*Task description*. Give again, word for word, the lines below that run from the line with "Write a component" through the line with "ChevronRight, Share2, PersonStanding". Drop the pictures.

*Data records*.
_____

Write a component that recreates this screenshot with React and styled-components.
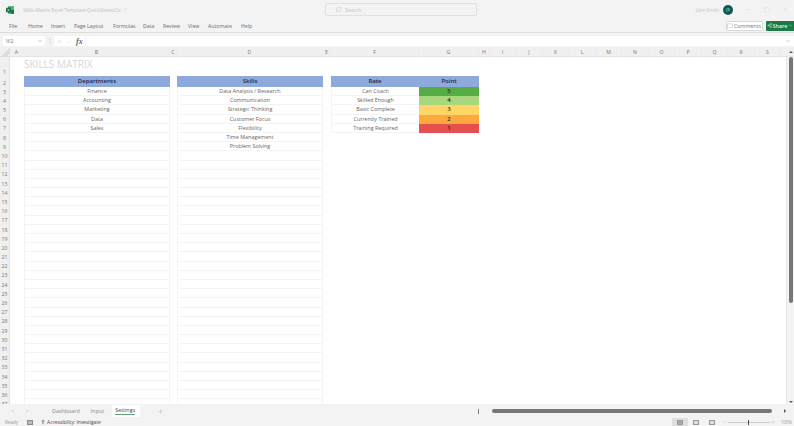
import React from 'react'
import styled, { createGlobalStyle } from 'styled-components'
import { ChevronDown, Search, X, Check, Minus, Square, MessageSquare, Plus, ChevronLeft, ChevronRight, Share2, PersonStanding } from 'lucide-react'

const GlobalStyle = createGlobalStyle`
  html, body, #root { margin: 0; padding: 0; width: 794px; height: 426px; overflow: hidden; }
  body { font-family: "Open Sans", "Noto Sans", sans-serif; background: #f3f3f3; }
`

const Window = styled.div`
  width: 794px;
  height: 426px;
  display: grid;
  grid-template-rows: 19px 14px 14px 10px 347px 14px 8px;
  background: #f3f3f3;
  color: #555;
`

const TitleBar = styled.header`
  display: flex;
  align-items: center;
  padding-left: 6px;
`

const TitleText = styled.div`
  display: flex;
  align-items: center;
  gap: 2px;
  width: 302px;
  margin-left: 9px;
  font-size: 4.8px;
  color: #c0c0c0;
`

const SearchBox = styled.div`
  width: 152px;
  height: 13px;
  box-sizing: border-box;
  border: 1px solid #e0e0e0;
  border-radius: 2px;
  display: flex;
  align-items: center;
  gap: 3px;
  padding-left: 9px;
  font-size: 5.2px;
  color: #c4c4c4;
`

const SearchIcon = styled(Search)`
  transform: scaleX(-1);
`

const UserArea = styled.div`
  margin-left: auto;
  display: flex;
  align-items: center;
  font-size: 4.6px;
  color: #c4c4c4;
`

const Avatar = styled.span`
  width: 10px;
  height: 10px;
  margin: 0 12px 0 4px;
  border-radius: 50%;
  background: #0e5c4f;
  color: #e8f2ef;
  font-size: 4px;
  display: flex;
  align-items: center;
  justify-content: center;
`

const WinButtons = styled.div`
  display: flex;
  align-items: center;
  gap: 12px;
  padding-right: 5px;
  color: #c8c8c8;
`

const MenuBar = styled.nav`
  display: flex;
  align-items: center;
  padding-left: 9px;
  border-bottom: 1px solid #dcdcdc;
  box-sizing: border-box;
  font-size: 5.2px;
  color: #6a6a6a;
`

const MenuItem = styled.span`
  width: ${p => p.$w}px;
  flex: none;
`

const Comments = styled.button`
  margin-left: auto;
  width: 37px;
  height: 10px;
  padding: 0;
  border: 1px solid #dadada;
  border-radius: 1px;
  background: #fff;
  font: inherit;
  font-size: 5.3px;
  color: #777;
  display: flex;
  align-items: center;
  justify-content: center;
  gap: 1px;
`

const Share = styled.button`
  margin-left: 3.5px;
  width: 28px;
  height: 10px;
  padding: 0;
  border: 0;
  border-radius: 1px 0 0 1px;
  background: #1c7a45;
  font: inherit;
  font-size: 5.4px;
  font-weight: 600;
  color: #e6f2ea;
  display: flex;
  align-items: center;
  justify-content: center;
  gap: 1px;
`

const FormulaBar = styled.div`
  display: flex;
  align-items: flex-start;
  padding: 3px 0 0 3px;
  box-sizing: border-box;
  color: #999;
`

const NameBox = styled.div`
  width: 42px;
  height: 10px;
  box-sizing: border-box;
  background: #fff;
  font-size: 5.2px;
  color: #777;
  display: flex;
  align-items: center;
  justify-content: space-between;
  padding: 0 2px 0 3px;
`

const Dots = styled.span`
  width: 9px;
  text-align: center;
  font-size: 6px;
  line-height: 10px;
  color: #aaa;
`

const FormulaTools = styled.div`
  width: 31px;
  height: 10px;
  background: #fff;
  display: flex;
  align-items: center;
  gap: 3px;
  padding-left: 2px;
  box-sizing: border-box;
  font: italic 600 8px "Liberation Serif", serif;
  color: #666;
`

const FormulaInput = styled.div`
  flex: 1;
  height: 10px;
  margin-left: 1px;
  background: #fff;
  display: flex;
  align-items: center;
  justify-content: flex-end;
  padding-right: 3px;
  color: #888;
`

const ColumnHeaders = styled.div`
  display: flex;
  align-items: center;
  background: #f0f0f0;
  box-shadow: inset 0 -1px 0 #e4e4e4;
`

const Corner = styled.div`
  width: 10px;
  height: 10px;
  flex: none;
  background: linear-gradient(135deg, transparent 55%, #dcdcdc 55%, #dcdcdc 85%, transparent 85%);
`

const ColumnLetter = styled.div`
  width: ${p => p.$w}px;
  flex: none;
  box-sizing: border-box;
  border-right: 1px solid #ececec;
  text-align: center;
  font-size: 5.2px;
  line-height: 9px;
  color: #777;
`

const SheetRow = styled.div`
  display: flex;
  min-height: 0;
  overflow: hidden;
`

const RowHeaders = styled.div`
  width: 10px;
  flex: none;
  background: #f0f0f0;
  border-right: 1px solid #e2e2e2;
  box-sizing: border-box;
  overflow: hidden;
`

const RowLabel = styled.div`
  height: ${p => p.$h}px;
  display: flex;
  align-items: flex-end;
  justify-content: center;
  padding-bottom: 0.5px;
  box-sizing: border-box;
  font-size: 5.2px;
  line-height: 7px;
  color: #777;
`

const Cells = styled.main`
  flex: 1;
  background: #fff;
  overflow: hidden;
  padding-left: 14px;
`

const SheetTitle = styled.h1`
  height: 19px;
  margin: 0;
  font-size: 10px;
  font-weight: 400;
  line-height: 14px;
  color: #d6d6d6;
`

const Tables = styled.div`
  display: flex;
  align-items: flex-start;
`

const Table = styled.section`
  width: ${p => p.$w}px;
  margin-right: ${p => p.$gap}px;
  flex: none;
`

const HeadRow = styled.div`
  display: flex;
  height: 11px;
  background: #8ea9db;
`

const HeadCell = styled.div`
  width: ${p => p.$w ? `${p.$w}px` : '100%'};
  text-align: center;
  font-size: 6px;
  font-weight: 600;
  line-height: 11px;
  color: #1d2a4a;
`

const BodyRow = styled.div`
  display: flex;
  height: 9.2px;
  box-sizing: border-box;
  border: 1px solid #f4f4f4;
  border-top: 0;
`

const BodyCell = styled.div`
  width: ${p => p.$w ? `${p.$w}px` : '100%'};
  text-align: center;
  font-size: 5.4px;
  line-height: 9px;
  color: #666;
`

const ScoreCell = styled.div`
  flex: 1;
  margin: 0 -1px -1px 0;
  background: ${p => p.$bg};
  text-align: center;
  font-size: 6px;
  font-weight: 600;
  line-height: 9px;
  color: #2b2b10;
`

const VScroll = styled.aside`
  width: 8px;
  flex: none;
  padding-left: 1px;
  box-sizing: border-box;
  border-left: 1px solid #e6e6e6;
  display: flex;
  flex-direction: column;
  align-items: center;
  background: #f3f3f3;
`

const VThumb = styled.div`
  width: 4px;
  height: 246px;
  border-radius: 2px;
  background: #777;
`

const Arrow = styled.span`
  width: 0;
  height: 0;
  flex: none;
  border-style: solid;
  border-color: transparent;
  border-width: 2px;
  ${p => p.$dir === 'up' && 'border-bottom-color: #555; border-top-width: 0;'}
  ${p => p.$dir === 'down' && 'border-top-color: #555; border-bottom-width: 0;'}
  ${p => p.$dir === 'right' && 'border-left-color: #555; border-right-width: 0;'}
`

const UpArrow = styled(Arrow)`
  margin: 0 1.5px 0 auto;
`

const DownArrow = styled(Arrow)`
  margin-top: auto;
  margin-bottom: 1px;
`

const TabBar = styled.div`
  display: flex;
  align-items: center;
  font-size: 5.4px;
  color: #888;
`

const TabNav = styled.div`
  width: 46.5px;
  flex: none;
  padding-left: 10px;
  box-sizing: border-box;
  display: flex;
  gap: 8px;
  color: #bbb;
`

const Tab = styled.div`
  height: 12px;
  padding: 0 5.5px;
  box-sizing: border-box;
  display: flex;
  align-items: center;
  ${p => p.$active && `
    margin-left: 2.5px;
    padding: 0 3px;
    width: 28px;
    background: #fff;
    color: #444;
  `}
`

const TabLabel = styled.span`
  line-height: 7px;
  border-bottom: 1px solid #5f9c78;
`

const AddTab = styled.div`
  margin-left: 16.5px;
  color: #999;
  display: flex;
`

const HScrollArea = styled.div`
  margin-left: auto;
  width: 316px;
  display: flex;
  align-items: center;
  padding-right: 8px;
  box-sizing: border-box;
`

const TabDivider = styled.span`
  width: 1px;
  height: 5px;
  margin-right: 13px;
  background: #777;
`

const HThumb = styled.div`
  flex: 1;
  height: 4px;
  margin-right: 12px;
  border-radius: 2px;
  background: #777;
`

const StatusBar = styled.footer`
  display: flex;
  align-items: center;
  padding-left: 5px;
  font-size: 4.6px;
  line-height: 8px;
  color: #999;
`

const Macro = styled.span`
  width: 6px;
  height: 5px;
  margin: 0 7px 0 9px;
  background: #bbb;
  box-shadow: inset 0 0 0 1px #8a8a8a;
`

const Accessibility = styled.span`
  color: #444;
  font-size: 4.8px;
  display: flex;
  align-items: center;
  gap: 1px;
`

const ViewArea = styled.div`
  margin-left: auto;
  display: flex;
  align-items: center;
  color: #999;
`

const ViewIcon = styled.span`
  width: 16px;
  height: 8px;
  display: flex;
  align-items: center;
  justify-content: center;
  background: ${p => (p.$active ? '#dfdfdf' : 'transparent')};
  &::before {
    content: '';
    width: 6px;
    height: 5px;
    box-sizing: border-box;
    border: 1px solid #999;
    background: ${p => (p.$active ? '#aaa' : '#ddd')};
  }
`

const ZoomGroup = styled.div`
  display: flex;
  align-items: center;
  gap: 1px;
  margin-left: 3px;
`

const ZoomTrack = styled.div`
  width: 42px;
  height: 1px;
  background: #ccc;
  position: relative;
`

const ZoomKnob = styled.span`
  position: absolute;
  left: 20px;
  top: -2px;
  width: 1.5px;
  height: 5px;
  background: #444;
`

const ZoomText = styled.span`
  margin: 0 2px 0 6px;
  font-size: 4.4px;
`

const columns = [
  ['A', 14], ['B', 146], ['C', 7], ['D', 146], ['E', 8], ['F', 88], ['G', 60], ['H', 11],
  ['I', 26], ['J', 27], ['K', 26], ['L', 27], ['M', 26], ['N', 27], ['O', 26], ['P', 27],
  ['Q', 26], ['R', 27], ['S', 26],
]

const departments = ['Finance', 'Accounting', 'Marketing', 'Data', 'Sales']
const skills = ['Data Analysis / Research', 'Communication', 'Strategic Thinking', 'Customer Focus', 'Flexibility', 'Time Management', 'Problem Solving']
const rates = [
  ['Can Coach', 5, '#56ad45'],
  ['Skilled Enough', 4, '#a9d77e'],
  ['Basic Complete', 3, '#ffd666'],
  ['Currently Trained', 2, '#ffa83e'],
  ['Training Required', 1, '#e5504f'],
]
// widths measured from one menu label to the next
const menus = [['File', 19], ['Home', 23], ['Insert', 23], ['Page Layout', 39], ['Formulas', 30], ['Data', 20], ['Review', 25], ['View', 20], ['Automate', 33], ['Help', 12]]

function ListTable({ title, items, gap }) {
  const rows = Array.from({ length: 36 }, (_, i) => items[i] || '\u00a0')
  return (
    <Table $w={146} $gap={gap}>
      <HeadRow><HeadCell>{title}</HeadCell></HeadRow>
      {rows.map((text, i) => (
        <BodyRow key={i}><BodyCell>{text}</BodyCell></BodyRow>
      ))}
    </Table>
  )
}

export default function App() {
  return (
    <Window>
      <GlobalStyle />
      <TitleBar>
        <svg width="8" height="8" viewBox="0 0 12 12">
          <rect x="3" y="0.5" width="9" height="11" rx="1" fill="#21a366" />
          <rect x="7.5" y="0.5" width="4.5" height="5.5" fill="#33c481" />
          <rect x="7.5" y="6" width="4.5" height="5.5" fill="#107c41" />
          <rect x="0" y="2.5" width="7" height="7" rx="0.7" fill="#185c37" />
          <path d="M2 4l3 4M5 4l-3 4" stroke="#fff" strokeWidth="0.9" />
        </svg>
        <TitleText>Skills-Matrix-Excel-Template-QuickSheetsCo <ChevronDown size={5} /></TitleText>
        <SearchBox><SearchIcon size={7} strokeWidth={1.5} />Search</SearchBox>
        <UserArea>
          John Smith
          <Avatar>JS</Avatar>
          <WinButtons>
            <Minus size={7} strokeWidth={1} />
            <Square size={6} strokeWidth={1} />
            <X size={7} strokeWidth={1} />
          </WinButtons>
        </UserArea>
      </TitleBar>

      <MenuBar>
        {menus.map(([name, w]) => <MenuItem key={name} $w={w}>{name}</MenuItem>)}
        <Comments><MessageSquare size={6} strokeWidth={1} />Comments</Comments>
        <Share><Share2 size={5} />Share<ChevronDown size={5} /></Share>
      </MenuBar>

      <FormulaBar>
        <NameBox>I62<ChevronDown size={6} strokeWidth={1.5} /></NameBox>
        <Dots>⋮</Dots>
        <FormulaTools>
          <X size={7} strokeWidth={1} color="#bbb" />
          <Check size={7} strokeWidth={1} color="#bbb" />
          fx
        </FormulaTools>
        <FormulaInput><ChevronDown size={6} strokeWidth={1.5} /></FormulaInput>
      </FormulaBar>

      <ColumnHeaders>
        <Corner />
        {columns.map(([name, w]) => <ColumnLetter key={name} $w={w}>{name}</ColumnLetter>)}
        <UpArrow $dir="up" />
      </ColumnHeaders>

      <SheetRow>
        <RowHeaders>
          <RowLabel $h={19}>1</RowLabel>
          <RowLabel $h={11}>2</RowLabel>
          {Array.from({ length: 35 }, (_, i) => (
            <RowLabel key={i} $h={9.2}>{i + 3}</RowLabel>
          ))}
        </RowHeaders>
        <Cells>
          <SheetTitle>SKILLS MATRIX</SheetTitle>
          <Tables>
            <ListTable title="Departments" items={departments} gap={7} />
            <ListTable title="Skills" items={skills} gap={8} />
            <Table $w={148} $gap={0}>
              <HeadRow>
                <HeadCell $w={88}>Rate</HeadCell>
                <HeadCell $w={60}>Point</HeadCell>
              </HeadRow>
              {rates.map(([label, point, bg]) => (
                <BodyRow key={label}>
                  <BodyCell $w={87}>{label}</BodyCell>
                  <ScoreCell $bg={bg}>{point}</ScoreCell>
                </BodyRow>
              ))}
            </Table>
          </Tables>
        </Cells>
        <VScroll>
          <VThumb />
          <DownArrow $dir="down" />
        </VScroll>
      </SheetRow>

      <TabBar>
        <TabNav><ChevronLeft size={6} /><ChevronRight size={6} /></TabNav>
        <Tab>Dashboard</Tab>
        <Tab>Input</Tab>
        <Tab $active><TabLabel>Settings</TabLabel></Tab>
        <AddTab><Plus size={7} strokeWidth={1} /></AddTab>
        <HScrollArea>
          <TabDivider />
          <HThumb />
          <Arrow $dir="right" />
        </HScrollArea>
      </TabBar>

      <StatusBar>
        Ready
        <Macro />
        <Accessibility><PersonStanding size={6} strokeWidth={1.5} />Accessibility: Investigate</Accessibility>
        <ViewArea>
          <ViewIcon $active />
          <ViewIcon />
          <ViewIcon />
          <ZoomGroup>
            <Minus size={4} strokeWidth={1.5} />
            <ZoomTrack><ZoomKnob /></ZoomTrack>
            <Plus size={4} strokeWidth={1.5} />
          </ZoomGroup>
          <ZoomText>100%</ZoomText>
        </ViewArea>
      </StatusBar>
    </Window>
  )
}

_____

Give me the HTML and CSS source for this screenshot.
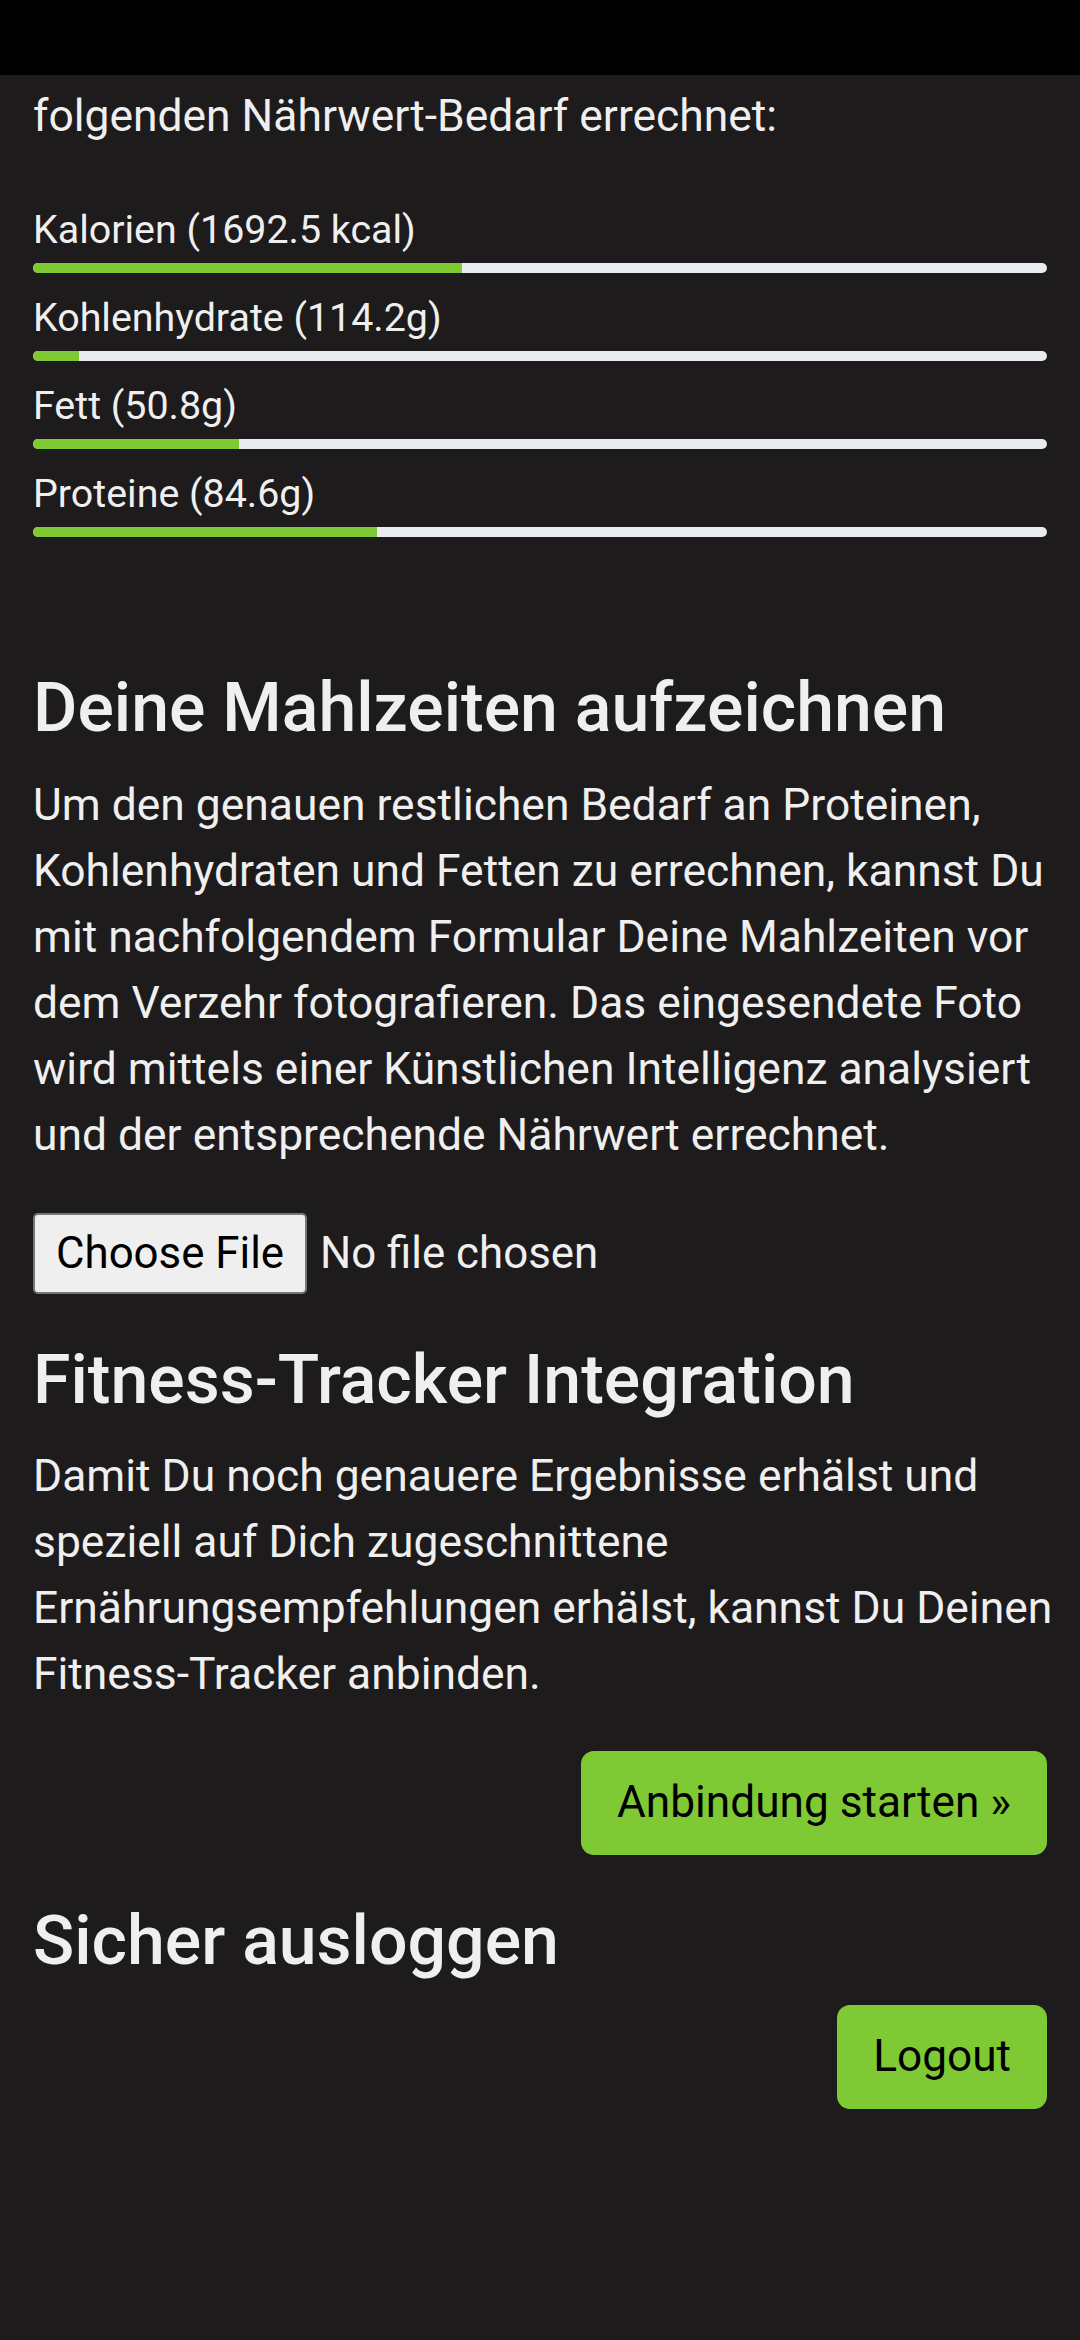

_____

*Result of this exercise*.
Write a component that recreates this screenshot with React and styled-components.
import React from 'react'
import styled, { createGlobalStyle } from 'styled-components'
import { ChevronDown, Search, X, Check, Minus, Square, MessageSquare, Plus, ChevronLeft, ChevronRight, Share2, PersonStanding } from 'lucide-react'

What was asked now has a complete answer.